When you can remove MIP from an FHA loan depends on when you took out the loan, how consistent you’ve been with your monthly payments, and how much equity you have built up in your home.
Mortgage Insurance Premium (MIP) is a requirement for all FHA loans. It is designed to protect lenders against default. Conventional loans also have insurance called private mortgage insurance (PMI), but it is different and has its own rules. MIP on FHA loans is more complex and can be a significant ongoing cost.
Understanding when you can remove MIP and how to do it is crucial for managing your mortgage and reducing monthly expenses.
Types of MIP
FHA loans have two types of MIP: Upfront MIP (UFMIP), typically 1.75% of the loan amount, and an annual MIP charged as a monthly fee. The upfront MIP is due when you close on your loan and is not dependent on your down payment amount or your credit score. The annual MIP is based on your loan-to-value (LTV) ratio, the amount of your loan, and how long your loan term is (15 years, 30 years etc.).

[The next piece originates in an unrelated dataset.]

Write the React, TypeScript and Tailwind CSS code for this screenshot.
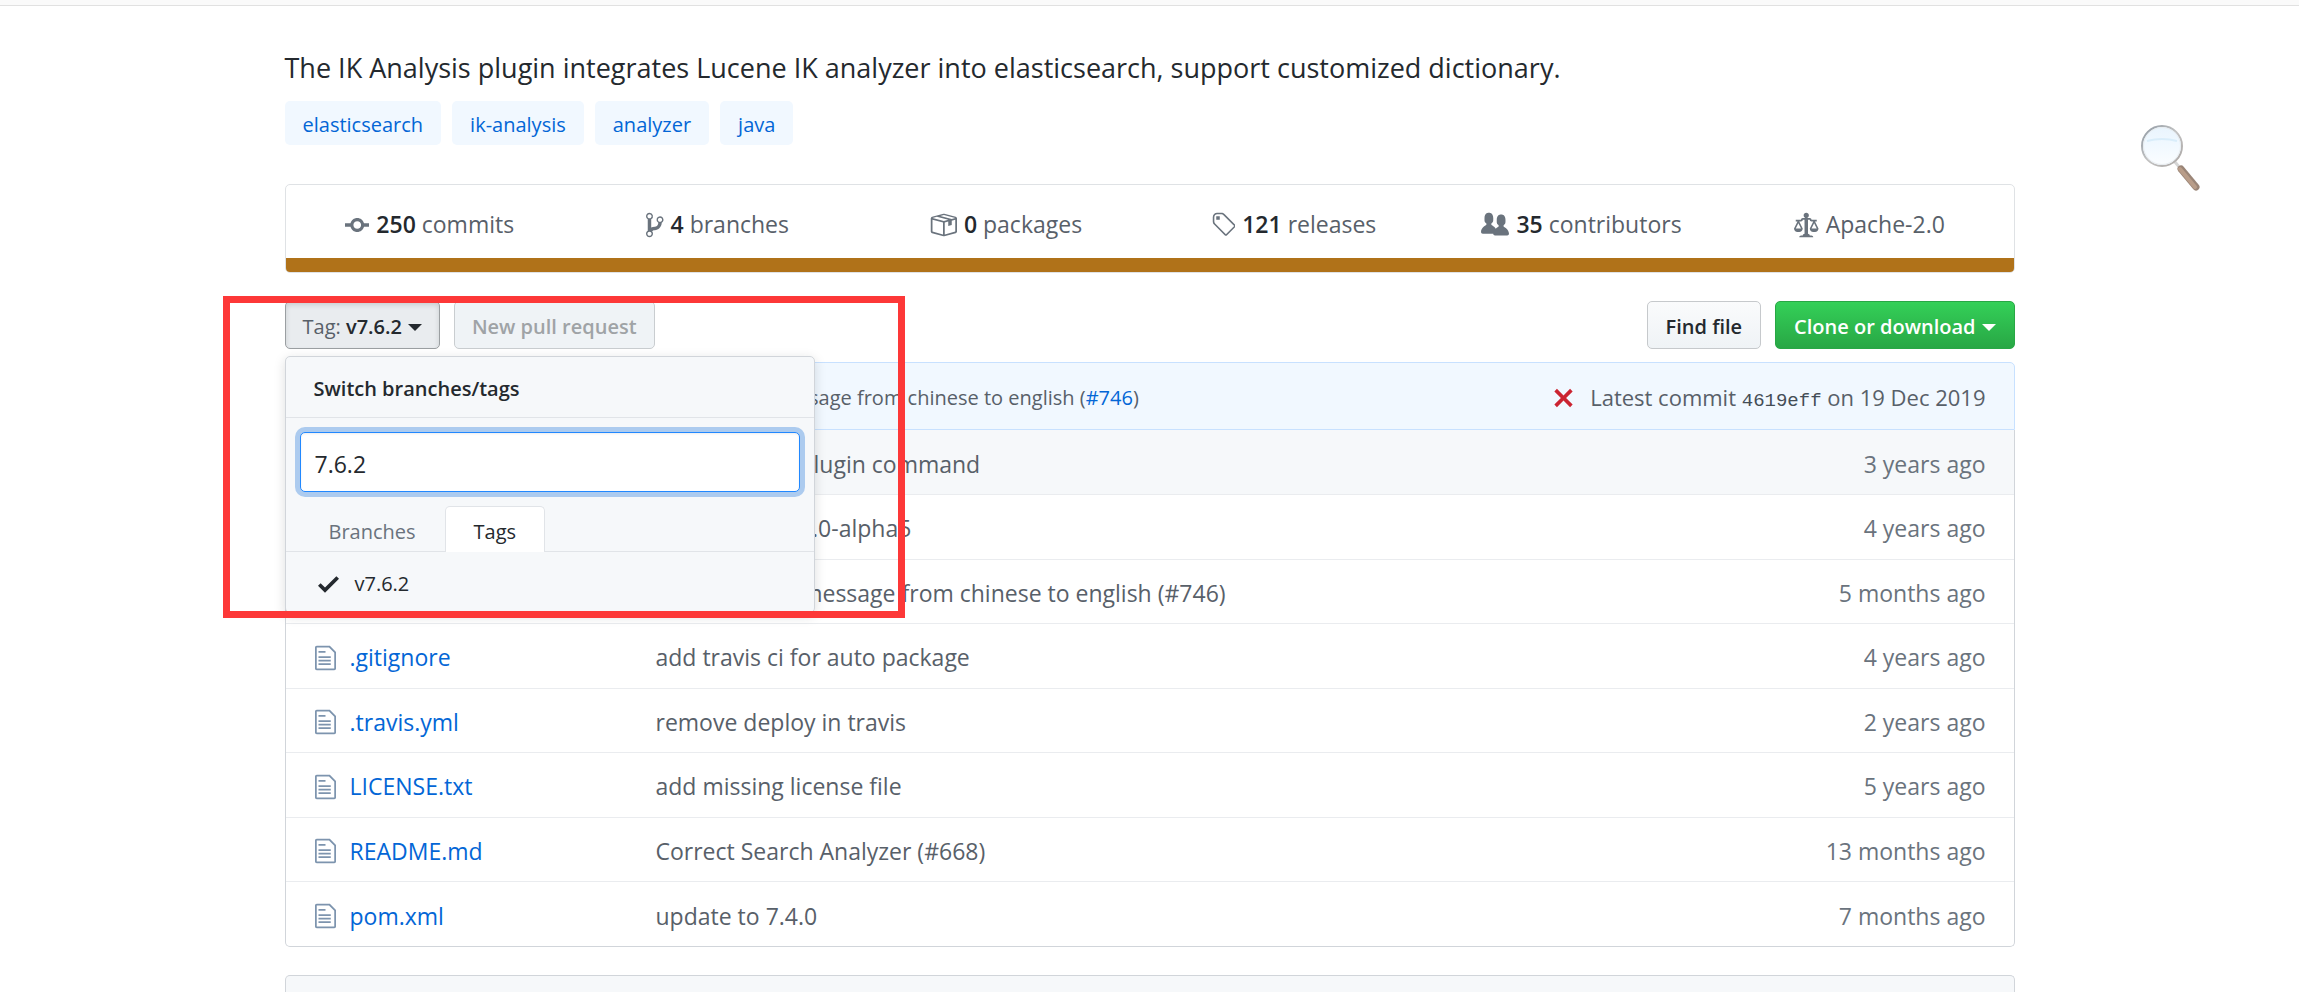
import { useState } from "react";

// 16-unit-high glyphs, keyed by name: [width, path]
const ICONS = {
  commit: [14, "M10.86 7c-.45-1.72-2-3-3.86-3-1.86 0-3.41 1.28-3.86 3H0v2h3.14c.45 1.72 2 3 3.86 3 1.86 0 3.41-1.28 3.86-3H14V7h-3.14zM7 10.2c-1.22 0-2.2-.98-2.2-2.2 0-1.22.98-2.2 2.2-2.2 1.22 0 2.2.98 2.2 2.2 0 1.22-.98 2.2-2.2 2.2z"],
  branch: [10, "M10 5c0-1.11-.89-2-2-2a1.993 1.993 0 00-1 3.72v.3c-.02.52-.23.98-.63 1.38-.4.4-.86.61-1.38.63-.83.02-1.48.16-2 .45V4.72a1.993 1.993 0 00-1-3.72C.88 1 0 1.89 0 3a2 2 0 001 1.72v6.56c-.59.35-1 .99-1 1.72 0 1.11.89 2 2 2 1.11 0 2-.89 2-2 0-.53-.2-1-.53-1.36.09-.06.48-.41.59-.47.25-.11.56-.17.94-.17 1.05-.05 1.95-.45 2.75-1.25S8.95 7.77 9 6.73h-.02C9.59 6.37 10 5.73 10 5zM2 1.8c.66 0 1.2.55 1.2 1.2 0 .65-.55 1.2-1.2 1.2C1.35 4.2.8 3.65.8 3c0-.65.55-1.2 1.2-1.2zm0 12.41c-.66 0-1.2-.55-1.2-1.2 0-.65.55-1.2 1.2-1.2.65 0 1.2.55 1.2 1.2 0 .65-.55 1.2-1.2 1.2zm6-8c-.66 0-1.2-.55-1.2-1.2 0-.65.55-1.2 1.2-1.2.65 0 1.2.55 1.2 1.2 0 .65-.55 1.2-1.2 1.2z"],
  pkg: [16, "M1 4.27v7.47c0 .45.3.84.75.97l6.5 1.73c.16.05.34.05.5 0l6.5-1.73c.45-.13.75-.52.75-.97V4.27c0-.45-.3-.84-.75-.97l-6.5-1.74a1.4 1.4 0 00-.5 0L1.75 3.3c-.45.13-.75.52-.75.97zm7 9.09l-6-1.59V5l6 1.61v6.75zM2 4l2.5-.67L11 5.06l-2.5.67L2 4zm13 7.77l-6 1.59V6.61l2-.55V8.5l2-.53V5.53L15 5v6.77zm-2-7.24L6.5 2.8l2-.53L15 4l-2 .53z"],
  tag: [14, "M7.73 1.73C7.26 1.26 6.62 1 5.96 1H3.5C2.13 1 1 2.13 1 3.5v2.47c0 .66.27 1.3.73 1.77l6.06 6.06c.39.39 1.02.39 1.41 0l4.59-4.59a.996.996 0 000-1.41L7.73 1.73zM2.38 7.09c-.31-.3-.47-.7-.47-1.13V3.5c0-.88.72-1.59 1.59-1.59h2.47c.42 0 .83.16 1.13.47l6.14 6.13-4.73 4.73-6.13-6.15zM3.01 3h2v2H3V3h.01z"],
  people: [16, "M16 12.999c0 .439-.45 1-1 1H7.995c-.539 0-.994-.447-.995-.999H1c-.54 0-1-.561-1-1 0-2.634 3-4 3-4s.229-.409 0-1c-.841-.621-1.058-.59-1-3 .058-2.419 1.367-3 2.5-3s2.442.58 2.5 3c.058 2.41-.159 2.379-1 3-.229.59 0 1 0 1s1.549.711 2.42 2.088C9.196 9.369 10 8.999 10 8.999s.229-.409 0-1c-.841-.62-1.058-.59-1-3 .058-2.419 1.367-3 2.5-3s2.437.581 2.495 3c.059 2.41-.158 2.38-1 3-.229.59 0 1 0 1s3.005 1.366 3.005 4z"],
  law: [14, "M7 4c-.83 0-1.5-.67-1.5-1.5S6.17 1 7 1s1.5.67 1.5 1.5S7.83 4 7 4zm7 6c0 1.11-.89 2-2 2h-1c-1.11 0-2-.89-2-2l2-4h-1c-.55 0-1-.45-1-1H8v8c.42 0 1 .45 1 1h1c.42 0 1 .45 1 1H3c0-.55.58-1 1-1h1c0-.55.58-1 1-1h.03L6 5H5c0 .55-.45 1-1 1H3l2 4c0 1.11-.89 2-2 2H2c-1.11 0-2-.89-2-2l2-4H1V5h3c0-.55.45-1 1-1h4c.55 0 1 .45 1 1h3v1h-1l2 4zM2.5 7L1 10h3L2.5 7zM13 10l-1.5-3-1.5 3h3z"],
  file: [12, "M6 5H2V4h4v1zM2 8h7V7H2v1zm0 2h7V9H2v1zm0 2h7v-1H2v1zm10-7.5V14c0 .55-.45 1-1 1H1c-.55 0-1-.45-1-1V2c0-.55.45-1 1-1h7.5L12 4.5zM11 5L8 2H1v12h10V5z"],
  folder: [14, "M13 4H7V3c0-.66-.31-1-1-1H1c-.55 0-1 .45-1 1v10c0 .55.45 1 1 1h12c.55 0 1-.45 1-1V5c0-.55-.45-1-1-1zM6 4H1V3h5v1z"],
  x: [12, "M7.48 8l3.75 3.75-1.48 1.48L6 9.48l-3.75 3.75-1.48-1.48L4.52 8 .77 4.25l1.48-1.48L6 6.52l3.75-3.75 1.48 1.48L7.48 8z"],
  check: [12, "M12 5l-8 8-4-4 1.5-1.5L4 10l6.5-6.5L12 5z"],
} as const;

type IconName = keyof typeof ICONS;

const TOPICS = ["elasticsearch", "ik-analysis", "analyzer", "java"];

const STATS: { icon: IconName; count?: string; label: string }[] = [
  { icon: "commit", count: "250", label: "commits" },
  { icon: "branch", count: "4", label: "branches" },
  { icon: "pkg", count: "0", label: "packages" },
  { icon: "tag", count: "121", label: "releases" },
  { icon: "people", count: "35", label: "contributors" },
  { icon: "law", label: "Apache-2.0" },
];

const FILES: { icon: IconName; name: string; message: string; age: string }[] = [
  { icon: "folder", name: "config", message: "update docs, plugin command", age: "3 years ago" },
  { icon: "folder", name: "licenses", message: "updated to 5.0.0-alpha5", age: "4 years ago" },
  { icon: "folder", name: "src", message: "Update error message from chinese to english (#746)", age: "5 months ago" },
  { icon: "file", name: ".gitignore", message: "add travis ci for auto package", age: "4 years ago" },
  { icon: "file", name: ".travis.yml", message: "remove deploy in travis", age: "2 years ago" },
  { icon: "file", name: "LICENSE.txt", message: "add missing license file", age: "5 years ago" },
  { icon: "file", name: "README.md", message: "Correct Search Analyzer (#668)", age: "13 months ago" },
  { icon: "file", name: "pom.xml", message: "update to 7.4.0", age: "7 months ago" },
];

function Icon({ name, className = "" }: { name: IconName; className?: string }) {
  const [width, d] = ICONS[name];
  return (
    <svg
      viewBox={`0 0 ${width} 16`}
      className={`h-7 w-auto shrink-0 fill-current ${className}`}
      aria-hidden="true"
    >
      <path fillRule="evenodd" d={d} />
    </svg>
  );
}

function Caret() {
  return (
    <svg viewBox="0 0 14 7" className="h-[7px] w-[14px] fill-current" aria-hidden="true">
      <path d="M0 0h14L7 7z" />
    </svg>
  );
}

function RefMenu() {
  const [query, setQuery] = useState("7.6.2");
  const [tab, setTab] = useState("Tags");

  return (
    <div className="absolute left-0 top-[55px] z-10 w-[530px] rounded-[5px] border border-[#d1d5da] bg-[#f6f8fa] text-[20px] font-normal shadow-[0_3px_12px_rgba(27,31,35,0.15)]">
      <h2 className="flex h-[61px] items-center border-b border-[#e1e4e8] pl-7 pt-1 font-semibold text-[#24292e]">
        Switch branches/tags
      </h2>
      <div className="px-3.5 pt-3.5">
        <input
          type="text"
          aria-label="Find a tag"
          value={query}
          onChange={(e) => setQuery(e.target.value)}
          className="h-[60px] w-full rounded-[5px] border border-[#2188ff] bg-white px-3.5 pt-1 text-[23px] text-[#24292e] shadow-[inset_0_1px_2px_rgba(27,31,35,0.075),0_0_0_5px_#accbef] outline-none"
        />
      </div>
      <div role="tablist" className="mt-3.5 flex h-[46px] border-b border-[#e1e4e8] pl-3.5">
        {["Branches", "Tags"].map((name) => (
          <button
            key={name}
            type="button"
            role="tab"
            aria-selected={tab === name}
            onClick={() => setTab(name)}
            className={`h-[46px] rounded-t-[5px] border border-b-0 px-7 pt-1 ${
              tab === name
                ? "border-[#e1e4e8] bg-white text-[#24292e]"
                : "border-transparent text-[#6a737d]"
            }`}
          >
            {name}
          </button>
        ))}
      </div>
      <a href="#v7.6.2" className="flex h-[60px] items-center gap-4 pl-8 pt-1 text-[#24292e]">
        <Icon name="check" />
        v7.6.2
      </a>
    </div>
  );
}

function Magnifier() {
  return (
    <svg viewBox="0 0 66 72" className="absolute right-[96px] top-[122px] h-[72px] w-[66px]" aria-hidden="true">
      <defs>
        <linearGradient id="lens" x1="0" y1="0" x2="0" y2="1">
          <stop offset="0" stopColor="#e9f4fd" />
          <stop offset="0.4" stopColor="#eff8ff" />
          <stop offset="1" stopColor="#fbfdff" />
        </linearGradient>
        <linearGradient id="rim" x1="0" y1="0" x2="1" y2="1">
          <stop offset="0" stopColor="#8f99a3" />
          <stop offset="0.5" stopColor="#c3c3c3" />
          <stop offset="1" stopColor="#a9a4a2" />
        </linearGradient>
      </defs>
      <path d="M38 40l5 6" stroke="#d6d6d6" strokeWidth="3" />
      <path d="M44 47l15 18" stroke="#9a8577" strokeWidth="7" strokeLinecap="round" />
      <path d="M43 47l15 18" stroke="#b99d89" strokeWidth="4" strokeLinecap="round" />
      <circle cx="25" cy="24" r="20" fill="url(#lens)" stroke="url(#rim)" strokeWidth="2" />
      <circle cx="25" cy="24" r="18.5" fill="none" stroke="#e8edf1" strokeWidth="1" />
      <path d="M10 19q15-4 30 0" fill="none" stroke="#d9edfa" strokeWidth="2" />
    </svg>
  );
}

export default function App() {
  return (
    <div className="relative flex min-h-screen flex-col overflow-hidden bg-white font-['Open_Sans',sans-serif] text-[#24292e]">
      <div className="h-1.5 border-b border-[#e1e1e1] bg-[#fafafa]" />
      <Magnifier />

      <main className="relative mx-auto flex w-full max-w-[1730px] flex-1 flex-col">
        <p className="mt-11 text-[27px] leading-9">
          The IK Analysis plugin integrates Lucene IK analyzer into elasticsearch, support customized dictionary.
        </p>

        <div className="mt-[15px] flex gap-[11px]">
          {TOPICS.map((topic) => (
            <a
              key={topic}
              href={`#${topic}`}
              className="flex h-11 items-center rounded-[5px] bg-[#f1f8ff] px-[18px] pt-1 text-[20px] text-[#0366d6]"
            >
              {topic}
            </a>
          ))}
        </div>

        <div className="mt-[39px] overflow-hidden rounded-[5px] border border-[#dfe2e5]">
          <ul className="flex h-[73px] text-[23px] text-[#586069]">
            {STATS.map((stat) => (
              <li key={stat.label} className="flex-1">
                <a href={`#${stat.label}`} className="flex h-full items-center justify-center gap-[7px] pt-1.5">
                  <Icon name={stat.icon} className="text-[#6a737d]" />
                  <span>
                    {stat.count && <span className="font-semibold text-[#24292e]">{stat.count} </span>}
                    {stat.label}
                  </span>
                </a>
              </li>
            ))}
          </ul>
          <div className="h-3.5 bg-[#b07219]" />
        </div>

        <div className="mt-7 flex h-12 text-[20px] font-semibold">
          <div className="relative">
            <button
              type="button"
              aria-expanded="true"
              className="flex h-12 items-center gap-1.5 rounded-[5px] border border-[#9b9fa2] bg-[#e9ecef] px-[17px] pt-1 shadow-[inset_0_3px_5px_rgba(27,31,35,0.15)]"
            >
              <span>
                <span className="font-normal text-[#586069]">Tag:</span> v7.6.2
              </span>
              <Caret />
            </button>
            <RefMenu />
          </div>
          <button
            type="button"
            disabled
            className="ml-3.5 rounded-[5px] border border-[#c9cdd0] bg-[#eff3f6] px-[17px] pt-1 text-[#9fa3a6]"
          >
            New pull request
          </button>
          <button
            type="button"
            className="ml-auto rounded-[5px] border border-[#c6c9cc] bg-linear-to-b from-[#fafbfc] to-[#eff3f6] px-[18px] pt-1"
          >
            Find file
          </button>
          <button
            type="button"
            className="ml-3.5 flex items-center gap-1.5 rounded-[5px] border border-[#28a745] bg-linear-to-b from-[#34d058] to-[#28a745] px-[18px] pt-1 text-white"
          >
            Clone or download
            <Caret />
          </button>
        </div>

        <section className="mt-[13px]">
          <div className="flex h-[68px] items-center rounded-t-[5px] border border-[#c8e1ff] bg-[#f1f8ff] px-7 pt-1 text-[20px] text-[#586069]">
            <p className="flex-1 pl-10">
              <strong className="font-semibold">medcl</strong> Update the elasticsearch ik exception message from chinese to english (
              <a href="#746" className="text-[#0366d6]">#746</a>)
            </p>
            <Icon name="x" className="mr-4 text-[#cb2431]" />
            <p className="text-[22px]">
              Latest commit{" "}
              <a href="#4619eff" className="font-['Liberation_Mono',monospace] text-[19px] text-[#444d56]">4619eff</a>{" "}
              on 19 Dec 2019
            </p>
          </div>
          <div className="rounded-b-[5px] border border-t-0 border-[#d1d5da]">
            <table className="w-full text-[23px]">
              <tbody>
                {FILES.map((file) => (
                  <tr
                    key={file.name}
                    className="h-16 border-b border-[#eaecef] first:bg-[#f6f8fa] last:border-b-0 even:h-[65px]"
                  >
                    <td className="w-[370px] pl-[29px] pt-1">
                      <a href={`#${file.name}`} className="flex items-center gap-3.5 text-[#0366d6]">
                        <Icon name={file.icon} className="text-[#7d94ae]" />
                        {file.name}
                      </a>
                    </td>
                    <td className="pt-1 text-[#586069]">{file.message}</td>
                    <td className="pr-7 pt-1 text-right text-[#6a737d]">{file.age}</td>
                  </tr>
                ))}
              </tbody>
            </table>
          </div>
        </section>

        <div className="mt-7 min-h-[18px] flex-1 rounded-t-[5px] border border-b-0 border-[#d1d5da] bg-[#f6f8fa]" />

        {/* highlight around the tag picker */}
        <div className="pointer-events-none absolute -left-[62px] top-[290px] z-20 h-[322px] w-[682px] border-7 border-[#fd3838]" />
      </main>
    </div>
  );
}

How to remove MIP from your FHA loan
Whether or not you’re eligible for removing MIP from your FHA loan will depend on the date you took out your loan, the amount of equity you have built up in your home, your loan term, and how consistent you have been with your monthly payments.
FHA Loans Originated Before June 3, 2013
15-Year Fixed-Rate Loans: MIP can be removed if you have made all of your monthly payments on time and your mortgage has an LTV of 78% or less.
30-Year Fixed-Rate Loans: MIP can be removed after 5 years if your LTV is 78% or less and you’ve made all of your monthly payments on time.
Loans Originated on or After June 3, 2013
You’ve made all of your monthly mortgage payments on time for the last 11 years.
You put down a minimum down payment of 10% or more when you bought the home.
Refinancing to remove MIP
If you are not eligible for MIP removal or you don’t want to wait until you may become eligible, you can remove MIP by refinancing from an FHA loan to a Conventional loan. In order to refinance to a Conventional loan, you’ll need a minimum credit score of 620 and a minimum amount of equity in your home, which varies.
Factors of refinancing to consider
Closing costs: Refinancing involves new closing costs that include fees like appraisal and lender fees.
Interest rates: Interest rates fluctuate on a daily basis based on a variety of factors. This means that when you refinance, you will be paying a new interest rate, either higher or lower than what you are currently paying.
Break-even point: Calculate how long it will take for the savings of refinancing to offset what you’re paying to refinance.
Credit score: Conventional loans typically require a minimum credit score of 620.
Employment and income: Stable employment and sufficient income are required for approval.
Steps of refinancing to remove your MIP
Check your LTV ratio: Calculate your current LTV by dividing the remaining loan balance by your home's value.